Issue (i): Whether waste and scrap arising from capital goods is independently liable to excise duty apart from the Modvat reversal mechanism under the relevant rules.
Analysis: The levy was examined in the context of the Modvat scheme and the relevant rules governing removal of waste or scrap of capital goods. The reasoning proceeded on the basis that capital goods used in manufacturing are not, by that fact alone, subjected to excise duty on their subsequent sale as scrap unless the statutory conditions for reversal of credit are attracted. Waste and scrap of capital goods was treated as not independently chargeable to excise duty, and the duty consequence was linked to the credit mechanism under the rules.
Conclusion: The issue was answered against the Revenue and in favour of the assessee.

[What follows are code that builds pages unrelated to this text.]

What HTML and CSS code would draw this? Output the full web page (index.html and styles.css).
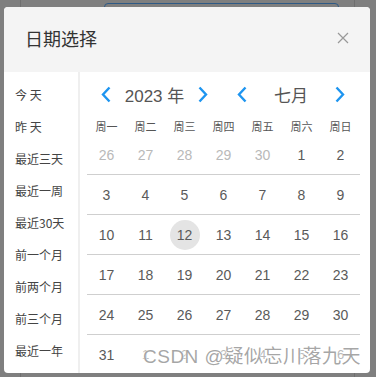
FILE: index.html
```html
<!DOCTYPE html>
<html lang="zh">
<head>
<meta charset="utf-8">
<link rel="stylesheet" href="styles.css">
</head>
<body>
<div class="page">
  <div class="bg-line bg-line-left"></div>
  <div class="bg-line bg-line-right"></div>
  <div class="bg-input"></div>

  <div class="dialog">
    <div class="dlg-head">
      <span class="dlg-title">日期选择</span>
      <svg class="dlg-close" width="12" height="12" viewBox="0 0 12 12"><path d="M1 1L11 11M11 1L1 11" stroke="#999" stroke-width="1.2" fill="none"/></svg>
    </div>
    <div class="dlg-body">
      <ul class="side">
        <li>今 天</li>
        <li>昨 天</li>
        <li>最近三天</li>
        <li>最近一周</li>
        <li>最近30天</li>
        <li>前一个月</li>
        <li>前两个月</li>
        <li>前三个月</li>
        <li>最近一年</li>
      </ul>
      <div class="cal">
        <div class="nav">
          <span class="arrow"><svg width="10" height="17" viewBox="0 0 10 17"><path d="M8.5 1.5L2 8.5L8.5 15.5" stroke="#1e95f0" stroke-width="2.4" fill="none"/></svg></span>
          <span class="nav-text year">2023 年</span>
          <span class="arrow"><svg width="10" height="17" viewBox="0 0 10 17"><path d="M1.5 1.5L8 8.5L1.5 15.5" stroke="#1e95f0" stroke-width="2.4" fill="none"/></svg></span>
          <span class="nav-gap"></span>
          <span class="arrow"><svg width="10" height="17" viewBox="0 0 10 17"><path d="M8.5 1.5L2 8.5L8.5 15.5" stroke="#1e95f0" stroke-width="2.4" fill="none"/></svg></span>
          <span class="nav-text month">七月</span>
          <span class="arrow"><svg width="10" height="17" viewBox="0 0 10 17"><path d="M1.5 1.5L8 8.5L1.5 15.5" stroke="#1e95f0" stroke-width="2.4" fill="none"/></svg></span>
        </div>
        <div class="weeks">
          <span>周一</span><span>周二</span><span>周三</span><span>周四</span><span>周五</span><span>周六</span><span>周日</span>
        </div>
        <div class="row">
          <span class="d muted">26</span><span class="d muted">27</span><span class="d muted">28</span><span class="d muted">29</span><span class="d muted">30</span><span class="d">1</span><span class="d">2</span>
        </div>
        <div class="row">
          <span class="d">3</span><span class="d">4</span><span class="d">5</span><span class="d">6</span><span class="d">7</span><span class="d">8</span><span class="d">9</span>
        </div>
        <div class="row">
          <span class="d">10</span><span class="d">11</span><span class="d"><span class="sel">12</span></span><span class="d">13</span><span class="d">14</span><span class="d">15</span><span class="d">16</span>
        </div>
        <div class="row">
          <span class="d">17</span><span class="d">18</span><span class="d">19</span><span class="d">20</span><span class="d">21</span><span class="d">22</span><span class="d">23</span>
        </div>
        <div class="row">
          <span class="d">24</span><span class="d">25</span><span class="d">26</span><span class="d">27</span><span class="d">28</span><span class="d">29</span><span class="d">30</span>
        </div>
        <div class="row last">
          <span class="d">31</span><span class="d muted small">1</span><span class="d muted small">2</span><span class="d muted small">3</span><span class="d muted small">4</span><span class="d muted small">5</span><span class="d muted small">6</span>
        </div>
      </div>
    </div>
    <div class="watermark">CSDN @疑似忘川落九天</div>
  </div>
</div>
</body>
</html>
```

FILE: styles.css
```css
html, body {
  margin: 0;
  padding: 0;
}
body {
  background: #7f7f7f;
  font-family: "Liberation Sans", "Noto Sans CJK SC", sans-serif;
}
.page {
  position: relative;
  width: 376px;
  height: 377px;
  overflow: hidden;
  background: #7f7f7f;
}
.bg-line {
  position: absolute;
  top: 0;
  width: 1px;
  height: 377px;
  background: #6f6f6f;
}
.bg-line-left { left: 20px; }
.bg-line-right { left: 354px; }
.bg-input {
  position: absolute;
  left: 104px;
  top: 3px;
  width: 233px;
  height: 30px;
  border: 1px solid #2e5a86;
  border-radius: 4px;
}
.dialog {
  position: absolute;
  left: 4px;
  top: 7px;
  width: 366px;
  height: 366px;
  background: #fff;
  border-radius: 4px;
  overflow: hidden;
  display: flex;
  flex-direction: column;
}
.dlg-head {
  height: 65px;
  flex: none;
  background: #f4f4f4;
  display: flex;
  align-items: center;
  justify-content: space-between;
  padding: 0 21px 3px 21px;
  box-sizing: border-box;
}
.dlg-title {
  font-family: "Noto Sans CJK SC", sans-serif;
  font-size: 18px;
  color: #333;
}
.dlg-close {
  display: block;
}
.dlg-body {
  flex: 1;
  display: flex;
}
.side {
  list-style: none;
  margin: 0;
  padding: 7px 0 0 11px;
  width: 76px;
  box-sizing: border-box;
  border-right: 2px solid #efefef;
}
.side li {
  height: 32px;
  line-height: 32px;
  font-family: "Noto Sans CJK SC", sans-serif;
  font-size: 12px;
  color: #444;
  white-space: pre;
}
.cal {
  padding-left: 7px;
  width: 273px;
}
.nav {
  height: 45px;
  display: flex;
  align-items: center;
  padding-left: 9px;
}
.arrow {
  width: 20px;
  display: flex;
  justify-content: center;
  align-items: center;
}
.arrow svg { display: block; }
.nav-text {
  font-size: 17px;
  color: #555;
  text-align: center;
}
.year { width: 77px; }
.month { width: 78px; }
.nav-gap { width: 19px; }
.weeks {
  height: 18px;
  display: grid;
  grid-template-columns: repeat(7, 39px);
  align-items: center;
}
.weeks span {
  text-align: center;
  font-family: "Noto Sans CJK SC", sans-serif;
  font-size: 11px;
  color: #555;
}
.row {
  height: 39px;
  border-bottom: 1px solid #cfcfcf;
  display: grid;
  grid-template-columns: repeat(7, 39px);
  align-items: center;
}
.row.last { border-bottom: none; }
.d {
  text-align: center;
  font-size: 14px;
  color: #5a5a5a;
  display: flex;
  justify-content: center;
  align-items: center;
}
.d.muted { color: #b9b9b9; }
.d.small { font-size: 13px; }
.sel {
  width: 30px;
  height: 30px;
  border-radius: 50%;
  background: #e4e4e4;
  display: flex;
  justify-content: center;
  align-items: center;
}
.watermark {
  position: absolute;
  left: 139px;
  top: 334px;
  font-family: "Liberation Sans", "Noto Sans CJK SC", sans-serif;
  font-size: 19px;
  letter-spacing: 0.5px;
  color: rgba(150, 150, 150, 0.85);
  text-shadow: 0 0 2px #fff, 0 0 1px #fff;
  white-space: nowrap;
}
```
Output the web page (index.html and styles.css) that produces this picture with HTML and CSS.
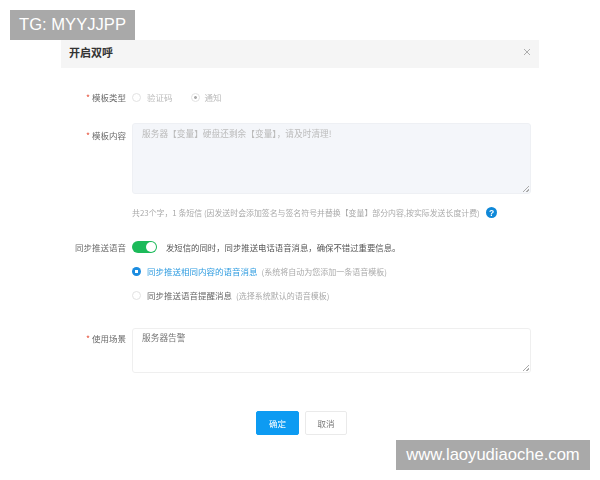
FILE: index.html
```html
<!DOCTYPE html>
<html lang="zh">
<head>
<meta charset="utf-8">
<title>开启双呼</title>
<link rel="stylesheet" href="styles.css">
</head>
<body>
<div class="wm wm-top">TG: MYYJJPP</div>
<div class="wm wm-bottom">www.laoyudiaoche.com</div>
<main class="dialog">
  <header class="head">
    <h1 class="title">开启双呼</h1>
    <svg class="close" width="8" height="8" viewBox="0 0 8 8"><path d="M1 1l6 6M7 1L1 7" stroke="#9a9a9a" stroke-width=".8" fill="none"/></svg>
  </header>
  <form class="form">
    <div class="row row-type">
      <div class="label"><span class="req">*</span> 模板类型</div>
      <div class="radios">
        <span class="opt muted"><i class="radio"></i>验证码</span>
        <span class="opt muted"><i class="radio dot-off"></i>通知</span>
      </div>
    </div>
    <div class="row row-content">
      <div class="label label-top"><span class="req">*</span> 模板内容</div>
      <textarea class="area area-off" disabled>服务器【变量】硬盘还剩余【变量】，请及时清理!</textarea>
    </div>
    <div class="hint">
      <span>共23个字，1 条短信 (因发送时会添加签名与签名符号并替换【变量】部分内容,按实际发送长度计费)</span>
      <svg class="help" width="11" height="11" viewBox="0 0 11 11"><circle cx="5.5" cy="5.5" r="5.5" fill="#0f88d8"/><text x="5.5" y="8.6" text-anchor="middle" class="help-q">?</text></svg>
    </div>
    <div class="row row-switch">
      <div class="label">同步推送语音</div>
      <span class="switch"><i class="knob"></i></span>
      <span class="switch-text">发短信的同时，同步推送电话语音消息，确保不错过重要信息。</span>
    </div>
    <div class="line line-a">
      <i class="radio radio-on"></i><span class="blue">同步推送相同内容的语音消息</span><span class="note">(系统将自动为您添加一条语音模板)</span>
    </div>
    <div class="line line-b">
      <i class="radio"></i><span class="plain">同步推送语音提醒消息</span><span class="note">(选择系统默认的语音模板)</span>
    </div>
    <div class="row row-scene">
      <div class="label label-top"><span class="req">*</span> 使用场景</div>
      <textarea class="area area-scene">服务器告警</textarea>
    </div>
    <div class="actions">
      <button type="button" class="btn btn-primary">确定</button>
      <button type="button" class="btn">取消</button>
    </div>
  </form>
</main>
</body>
</html>
```
FILE: styles.css
```css
html, body { margin: 0; padding: 0; background: #fff; }
body {
  width: 600px;
  height: 480px;
  overflow: hidden;
  position: relative;
  font-family: "Noto Sans CJK SC", "Liberation Sans", sans-serif;
  font-size: 8.5px;
  color: #666;
}
.wm {
  position: absolute;
  background: #a9a9a9;
  color: #fff;
  height: 30px;
  line-height: 30px;
  font-family: "Liberation Sans", sans-serif;
  font-size: 16.6px;
  text-align: center;
  z-index: 2;
}
.wm-top { left: 10px; top: 10px; width: 125px; }
.wm-bottom { left: 396px; top: 440px; width: 194px; }
.dialog { width: 478px; margin: 40px 0 0 61px; filter: blur(.45px); }
.head {
  box-sizing: border-box;
  height: 28px;
  background: #f5f5f5;
  display: flex;
  align-items: center;
  justify-content: space-between;
  padding: 0 8px 4px;
}
.title { margin: 0; font-size: 11px; font-weight: 700; color: #333; }
.close { display: block; }
.form { display: flex; flex-direction: column; }
.row { display: flex; align-items: center; }
.label { width: 65px; margin-right: 6px; flex: none; text-align: right; color: #6a6a6a; white-space: nowrap; }
.label-top { align-self: flex-start; }
.req { color: #e8553f; }
.row-type { margin-top: 22px; height: 14px; }
.radios { display: flex; gap: 18px; }
.opt { display: flex; align-items: center; }
.muted { color: #bbb; }
.radio {
  display: inline-block;
  box-sizing: border-box;
  width: 9px;
  height: 9px;
  border: 1px solid #e2e2e2;
  border-radius: 50%;
  margin-right: 6px;
  flex: none;
  background: #fff;
}
.dot-off { background: radial-gradient(circle, #aaa 0 1.2px, #fff 1.6px); margin-right: 5px; }
.radio-on { border: 0; background: radial-gradient(circle, #fff 0 1.6px, #1b8ce0 2px); }
.row-content { margin-top: 19px; align-items: flex-start; }
.row-content .label-top { padding-top: 6px; }
.area {
  display: block;
  box-sizing: border-box;
  width: 399px;
  border: 1px solid #efefef;
  border-radius: 3px;
  padding: 3px 9px;
  margin: 0;
  font: inherit;
  font-size: 8.7px;
  line-height: 14px;
  color: #777;
  outline: 0;
}
.area::-webkit-resizer {
  background: linear-gradient(135deg, transparent 55%, #aaa 55% 64%, transparent 64% 78%, #aaa 78% 87%, transparent 87%) no-repeat right 1px bottom 1px / 7px 7px;
}
.area-off { height: 71px; background: #f4f6fa; color: #bbb; border-color: #eef0f4; }
.area-scene { height: 45px; background: #fff; padding-top: 2px; }
.hint { margin: 12px 0 0 71px; display: flex; align-items: center; height: 13px; font-size: 7.9px; color: #aaa; white-space: nowrap; }
.help { margin-left: 6px; display: block; flex: none; }
.help-q { font: 700 8.5px "Liberation Sans", sans-serif; fill: #fff; }
.row-switch { margin-top: 21px; height: 14px; }
.switch {
  width: 25px;
  height: 12px;
  border-radius: 6px;
  background: #1cba5a;
  display: flex;
  justify-content: flex-end;
  align-items: center;
  padding-right: 1px;
  box-sizing: border-box;
  margin-right: 9px;
  flex: none;
}
.knob { width: 10px; height: 10px; border-radius: 50%; background: #fff; display: block; }
.switch-text { color: #555; white-space: nowrap; font-size: 8.4px; }
.line { margin-left: 71px; display: flex; align-items: center; height: 14px; white-space: nowrap; }
.line-a { margin-top: 10px; }
.line-b { margin-top: 10px; }
.line .radio { margin-right: 6px; }
.blue { color: #2f9ce0; font-size: 8.5px; }
.plain { color: #666; font-size: 8.5px; }
.note { color: #aaa; margin-left: 4px; font-size: 8px; }
.row-scene { margin-top: 26px; align-items: flex-start; }
.row-scene .label-top { padding-top: 4px; }
.actions { display: flex; gap: 6px; margin: 38px 0 0 195px; }
.btn {
  box-sizing: border-box;
  width: 42px;
  height: 24px;
  padding: 0;
  border: 1px solid #eaeaea;
  border-radius: 2px;
  background: #fff;
  color: #777;
  font: inherit;
}
.btn-primary { width: 43px; background: #0d9bf2; border-color: #0d9bf2; color: #fff; }
```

Issue (ii): Whether duty could be demanded on gun metal scrap under Rule 57AB(2)(b) and Rule 57S(2)(c) when the credit-bearing capital goods themselves were not shown to have been sold as scrap and no Modvat credit was proved to have been availed on the relevant capital goods.
Analysis: The Court held that the essential preconditions for invoking the rules were absent. There was no satisfactory evidence that Modvat credit had been availed on the capital goods from which the scrap arose, and the machinery had been installed before the credit scheme came into existence. It was also significant that the capital goods themselves were not sold as scrap and that a component of machinery could not be brought within the rule merely because scrap emerged from its use. On those facts, the statutory conditions for levy were not fulfilled.
Conclusion: The issue was answered in favour of the assessee and against the Revenue.
Final Conclusion: The appeal failed because the demand on gun metal scrap could not be sustained in the absence of the statutory conditions linking the scrap to credit-bearing capital goods sold as scrap.
Ratio Decidendi: Waste and scrap of capital goods is not independently excisable; duty consequences arise only when the statutory conditions under the Modvat reversal provisions are satisfied, namely that credit was availed on the relevant capital goods and those capital goods are sold or removed as scrap.